- _Information shown_
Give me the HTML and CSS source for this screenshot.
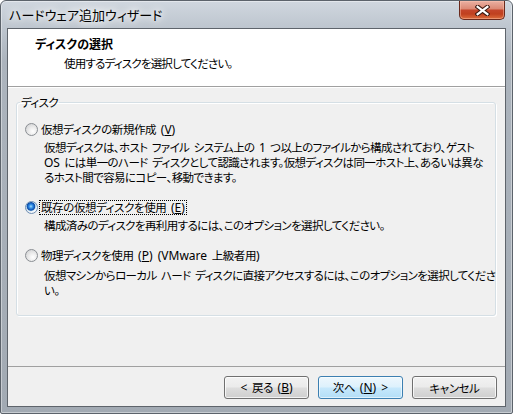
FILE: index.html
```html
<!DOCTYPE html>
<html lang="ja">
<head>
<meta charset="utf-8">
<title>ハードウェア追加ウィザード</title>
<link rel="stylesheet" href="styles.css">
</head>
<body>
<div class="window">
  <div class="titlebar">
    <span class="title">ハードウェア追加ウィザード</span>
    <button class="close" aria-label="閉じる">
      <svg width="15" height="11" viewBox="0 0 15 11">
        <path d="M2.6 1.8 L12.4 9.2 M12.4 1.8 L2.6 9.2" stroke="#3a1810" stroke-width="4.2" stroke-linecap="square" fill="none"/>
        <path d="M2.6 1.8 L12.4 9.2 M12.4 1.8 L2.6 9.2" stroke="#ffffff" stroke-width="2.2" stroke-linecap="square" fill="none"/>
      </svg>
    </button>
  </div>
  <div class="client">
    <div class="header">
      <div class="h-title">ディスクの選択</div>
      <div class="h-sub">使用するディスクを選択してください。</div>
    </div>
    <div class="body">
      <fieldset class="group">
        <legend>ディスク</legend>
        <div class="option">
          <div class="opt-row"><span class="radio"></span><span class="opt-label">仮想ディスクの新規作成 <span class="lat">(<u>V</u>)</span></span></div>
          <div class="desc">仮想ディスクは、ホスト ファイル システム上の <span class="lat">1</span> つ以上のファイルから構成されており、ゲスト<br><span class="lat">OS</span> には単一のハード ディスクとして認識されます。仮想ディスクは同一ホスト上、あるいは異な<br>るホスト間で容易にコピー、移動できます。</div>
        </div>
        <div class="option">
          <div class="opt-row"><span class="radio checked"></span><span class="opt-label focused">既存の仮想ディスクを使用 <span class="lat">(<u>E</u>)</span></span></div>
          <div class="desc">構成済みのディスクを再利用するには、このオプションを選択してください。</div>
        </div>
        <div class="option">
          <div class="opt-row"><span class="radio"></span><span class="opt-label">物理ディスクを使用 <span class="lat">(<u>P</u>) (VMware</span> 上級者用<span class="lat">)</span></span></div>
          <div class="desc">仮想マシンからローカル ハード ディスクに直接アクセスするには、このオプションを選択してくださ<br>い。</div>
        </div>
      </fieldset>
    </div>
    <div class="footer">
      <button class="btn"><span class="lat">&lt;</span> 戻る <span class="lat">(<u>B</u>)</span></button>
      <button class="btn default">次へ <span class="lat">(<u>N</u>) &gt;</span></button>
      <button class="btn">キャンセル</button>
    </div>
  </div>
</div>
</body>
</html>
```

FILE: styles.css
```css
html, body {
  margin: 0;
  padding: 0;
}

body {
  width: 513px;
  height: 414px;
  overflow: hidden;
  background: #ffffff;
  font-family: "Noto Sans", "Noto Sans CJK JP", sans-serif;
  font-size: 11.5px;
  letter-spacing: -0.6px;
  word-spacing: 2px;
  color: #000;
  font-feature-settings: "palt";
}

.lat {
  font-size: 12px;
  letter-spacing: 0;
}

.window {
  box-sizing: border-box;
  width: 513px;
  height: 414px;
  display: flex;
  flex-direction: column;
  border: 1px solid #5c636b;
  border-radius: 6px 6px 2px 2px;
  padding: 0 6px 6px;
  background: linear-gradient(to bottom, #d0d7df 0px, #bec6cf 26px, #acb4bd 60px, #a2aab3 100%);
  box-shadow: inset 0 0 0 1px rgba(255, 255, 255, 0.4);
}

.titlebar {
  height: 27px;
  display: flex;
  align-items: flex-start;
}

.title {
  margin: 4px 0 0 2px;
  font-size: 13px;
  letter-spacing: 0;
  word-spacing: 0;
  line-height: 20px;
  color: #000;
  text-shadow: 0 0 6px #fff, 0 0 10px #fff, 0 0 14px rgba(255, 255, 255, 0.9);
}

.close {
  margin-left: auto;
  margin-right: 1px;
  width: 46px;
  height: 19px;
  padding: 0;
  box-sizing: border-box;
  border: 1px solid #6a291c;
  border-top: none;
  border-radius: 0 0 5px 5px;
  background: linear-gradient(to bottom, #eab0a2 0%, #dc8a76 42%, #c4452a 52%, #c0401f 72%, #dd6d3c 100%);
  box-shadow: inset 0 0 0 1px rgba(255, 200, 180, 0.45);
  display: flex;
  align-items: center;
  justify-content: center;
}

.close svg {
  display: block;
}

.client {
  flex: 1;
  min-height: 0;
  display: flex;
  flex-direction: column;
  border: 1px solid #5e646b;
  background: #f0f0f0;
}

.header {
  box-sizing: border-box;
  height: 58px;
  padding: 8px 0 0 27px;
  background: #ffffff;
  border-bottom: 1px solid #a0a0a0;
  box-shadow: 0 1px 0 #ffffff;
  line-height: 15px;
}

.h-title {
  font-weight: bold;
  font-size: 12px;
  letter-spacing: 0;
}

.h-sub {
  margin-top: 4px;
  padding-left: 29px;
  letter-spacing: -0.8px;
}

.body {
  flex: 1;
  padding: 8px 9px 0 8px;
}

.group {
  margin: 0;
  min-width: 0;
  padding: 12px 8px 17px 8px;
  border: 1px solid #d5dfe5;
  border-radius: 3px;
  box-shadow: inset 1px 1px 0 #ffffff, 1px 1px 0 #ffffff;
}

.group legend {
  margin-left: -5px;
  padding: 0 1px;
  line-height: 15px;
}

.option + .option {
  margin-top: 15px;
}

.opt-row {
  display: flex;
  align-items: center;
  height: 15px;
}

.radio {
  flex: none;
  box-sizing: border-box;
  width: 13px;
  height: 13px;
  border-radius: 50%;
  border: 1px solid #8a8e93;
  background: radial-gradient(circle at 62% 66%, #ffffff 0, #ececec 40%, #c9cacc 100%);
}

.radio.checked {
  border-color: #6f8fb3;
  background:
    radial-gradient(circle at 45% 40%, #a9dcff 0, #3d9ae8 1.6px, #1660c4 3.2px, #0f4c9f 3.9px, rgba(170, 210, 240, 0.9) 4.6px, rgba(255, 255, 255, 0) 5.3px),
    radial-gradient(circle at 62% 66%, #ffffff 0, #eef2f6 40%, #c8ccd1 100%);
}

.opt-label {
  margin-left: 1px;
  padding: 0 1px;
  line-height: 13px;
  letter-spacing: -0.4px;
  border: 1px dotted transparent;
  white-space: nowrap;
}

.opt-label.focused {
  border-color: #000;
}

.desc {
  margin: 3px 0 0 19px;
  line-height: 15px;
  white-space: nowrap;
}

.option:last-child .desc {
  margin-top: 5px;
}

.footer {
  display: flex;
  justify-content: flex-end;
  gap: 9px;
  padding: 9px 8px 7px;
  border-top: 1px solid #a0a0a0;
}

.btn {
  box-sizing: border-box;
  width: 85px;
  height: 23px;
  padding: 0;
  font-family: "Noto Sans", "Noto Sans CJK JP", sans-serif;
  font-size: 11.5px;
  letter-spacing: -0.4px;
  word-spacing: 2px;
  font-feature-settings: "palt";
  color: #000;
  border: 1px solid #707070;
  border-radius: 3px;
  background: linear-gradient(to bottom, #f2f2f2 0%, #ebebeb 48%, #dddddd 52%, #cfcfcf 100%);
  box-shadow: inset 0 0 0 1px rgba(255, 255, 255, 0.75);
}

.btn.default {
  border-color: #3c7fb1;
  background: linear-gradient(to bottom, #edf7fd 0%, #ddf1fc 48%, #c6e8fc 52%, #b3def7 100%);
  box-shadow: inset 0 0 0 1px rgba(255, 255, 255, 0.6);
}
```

- _Written task_
The pictures should not be reproduced; quote all of the other material exactly.

- _Response to this task_
Give me the HTML and CSS source for this screenshot.
FILE: index.html
```html
<!DOCTYPE html>
<html lang="ja">
<head>
<meta charset="utf-8">
<title>ハードウェア追加ウィザード</title>
<link rel="stylesheet" href="styles.css">
</head>
<body>
<div class="window">
  <div class="titlebar">
    <span class="title">ハードウェア追加ウィザード</span>
    <button class="close" aria-label="閉じる">
      <svg width="15" height="11" viewBox="0 0 15 11">
        <path d="M2.6 1.8 L12.4 9.2 M12.4 1.8 L2.6 9.2" stroke="#3a1810" stroke-width="4.2" stroke-linecap="square" fill="none"/>
        <path d="M2.6 1.8 L12.4 9.2 M12.4 1.8 L2.6 9.2" stroke="#ffffff" stroke-width="2.2" stroke-linecap="square" fill="none"/>
      </svg>
    </button>
  </div>
  <div class="client">
    <div class="header">
      <div class="h-title">ディスクの選択</div>
      <div class="h-sub">使用するディスクを選択してください。</div>
    </div>
    <div class="body">
      <fieldset class="group">
        <legend>ディスク</legend>
        <div class="option">
          <div class="opt-row"><span class="radio"></span><span class="opt-label">仮想ディスクの新規作成 <span class="lat">(<u>V</u>)</span></span></div>
          <div class="desc">仮想ディスクは、ホスト ファイル システム上の <span class="lat">1</span> つ以上のファイルから構成されており、ゲスト<br><span class="lat">OS</span> には単一のハード ディスクとして認識されます。仮想ディスクは同一ホスト上、あるいは異な<br>るホスト間で容易にコピー、移動できます。</div>
        </div>
        <div class="option">
          <div class="opt-row"><span class="radio checked"></span><span class="opt-label focused">既存の仮想ディスクを使用 <span class="lat">(<u>E</u>)</span></span></div>
          <div class="desc">構成済みのディスクを再利用するには、このオプションを選択してください。</div>
        </div>
        <div class="option">
          <div class="opt-row"><span class="radio"></span><span class="opt-label">物理ディスクを使用 <span class="lat">(<u>P</u>) (VMware</span> 上級者用<span class="lat">)</span></span></div>
          <div class="desc">仮想マシンからローカル ハード ディスクに直接アクセスするには、このオプションを選択してくださ<br>い。</div>
        </div>
      </fieldset>
    </div>
    <div class="footer">
      <button class="btn"><span class="lat">&lt;</span> 戻る <span class="lat">(<u>B</u>)</span></button>
      <button class="btn default">次へ <span class="lat">(<u>N</u>) &gt;</span></button>
      <button class="btn">キャンセル</button>
    </div>
  </div>
</div>
</body>
</html>
```

FILE: styles.css
```css
html, body {
  margin: 0;
  padding: 0;
}

body {
  width: 513px;
  height: 414px;
  overflow: hidden;
  background: #ffffff;
  font-family: "Noto Sans", "Noto Sans CJK JP", sans-serif;
  font-size: 11.5px;
  letter-spacing: -0.6px;
  word-spacing: 2px;
  color: #000;
  font-feature-settings: "palt";
}

.lat {
  font-size: 12px;
  letter-spacing: 0;
}

.window {
  box-sizing: border-box;
  width: 513px;
  height: 414px;
  display: flex;
  flex-direction: column;
  border: 1px solid #5c636b;
  border-radius: 6px 6px 2px 2px;
  padding: 0 6px 6px;
  background: linear-gradient(to bottom, #d0d7df 0px, #bec6cf 26px, #acb4bd 60px, #a2aab3 100%);
  box-shadow: inset 0 0 0 1px rgba(255, 255, 255, 0.4);
}

.titlebar {
  height: 27px;
  display: flex;
  align-items: flex-start;
}

.title {
  margin: 4px 0 0 2px;
  font-size: 13px;
  letter-spacing: 0;
  word-spacing: 0;
  line-height: 20px;
  color: #000;
  text-shadow: 0 0 6px #fff, 0 0 10px #fff, 0 0 14px rgba(255, 255, 255, 0.9);
}

.close {
  margin-left: auto;
  margin-right: 1px;
  width: 46px;
  height: 19px;
  padding: 0;
  box-sizing: border-box;
  border: 1px solid #6a291c;
  border-top: none;
  border-radius: 0 0 5px 5px;
  background: linear-gradient(to bottom, #eab0a2 0%, #dc8a76 42%, #c4452a 52%, #c0401f 72%, #dd6d3c 100%);
  box-shadow: inset 0 0 0 1px rgba(255, 200, 180, 0.45);
  display: flex;
  align-items: center;
  justify-content: center;
}

.close svg {
  display: block;
}

.client {
  flex: 1;
  min-height: 0;
  display: flex;
  flex-direction: column;
  border: 1px solid #5e646b;
  background: #f0f0f0;
}

.header {
  box-sizing: border-box;
  height: 58px;
  padding: 8px 0 0 27px;
  background: #ffffff;
  border-bottom: 1px solid #a0a0a0;
  box-shadow: 0 1px 0 #ffffff;
  line-height: 15px;
}

.h-title {
  font-weight: bold;
  font-size: 12px;
  letter-spacing: 0;
}

.h-sub {
  margin-top: 4px;
  padding-left: 29px;
  letter-spacing: -0.8px;
}

.body {
  flex: 1;
  padding: 8px 9px 0 8px;
}

.group {
  margin: 0;
  min-width: 0;
  padding: 12px 8px 17px 8px;
  border: 1px solid #d5dfe5;
  border-radius: 3px;
  box-shadow: inset 1px 1px 0 #ffffff, 1px 1px 0 #ffffff;
}

.group legend {
  margin-left: -5px;
  padding: 0 1px;
  line-height: 15px;
}

.option + .option {
  margin-top: 15px;
}

.opt-row {
  display: flex;
  align-items: center;
  height: 15px;
}

.radio {
  flex: none;
  box-sizing: border-box;
  width: 13px;
  height: 13px;
  border-radius: 50%;
  border: 1px solid #8a8e93;
  background: radial-gradient(circle at 62% 66%, #ffffff 0, #ececec 40%, #c9cacc 100%);
}

.radio.checked {
  border-color: #6f8fb3;
  background:
    radial-gradient(circle at 45% 40%, #a9dcff 0, #3d9ae8 1.6px, #1660c4 3.2px, #0f4c9f 3.9px, rgba(170, 210, 240, 0.9) 4.6px, rgba(255, 255, 255, 0) 5.3px),
    radial-gradient(circle at 62% 66%, #ffffff 0, #eef2f6 40%, #c8ccd1 100%);
}

.opt-label {
  margin-left: 1px;
  padding: 0 1px;
  line-height: 13px;
  letter-spacing: -0.4px;
  border: 1px dotted transparent;
  white-space: nowrap;
}

.opt-label.focused {
  border-color: #000;
}

.desc {
  margin: 3px 0 0 19px;
  line-height: 15px;
  white-space: nowrap;
}

.option:last-child .desc {
  margin-top: 5px;
}

.footer {
  display: flex;
  justify-content: flex-end;
  gap: 9px;
  padding: 9px 8px 7px;
  border-top: 1px solid #a0a0a0;
}

.btn {
  box-sizing: border-box;
  width: 85px;
  height: 23px;
  padding: 0;
  font-family: "Noto Sans", "Noto Sans CJK JP", sans-serif;
  font-size: 11.5px;
  letter-spacing: -0.4px;
  word-spacing: 2px;
  font-feature-settings: "palt";
  color: #000;
  border: 1px solid #707070;
  border-radius: 3px;
  background: linear-gradient(to bottom, #f2f2f2 0%, #ebebeb 48%, #dddddd 52%, #cfcfcf 100%);
  box-shadow: inset 0 0 0 1px rgba(255, 255, 255, 0.75);
}

.btn.default {
  border-color: #3c7fb1;
  background: linear-gradient(to bottom, #edf7fd 0%, #ddf1fc 48%, #c6e8fc 52%, #b3def7 100%);
  box-shadow: inset 0 0 0 1px rgba(255, 255, 255, 0.6);
}
```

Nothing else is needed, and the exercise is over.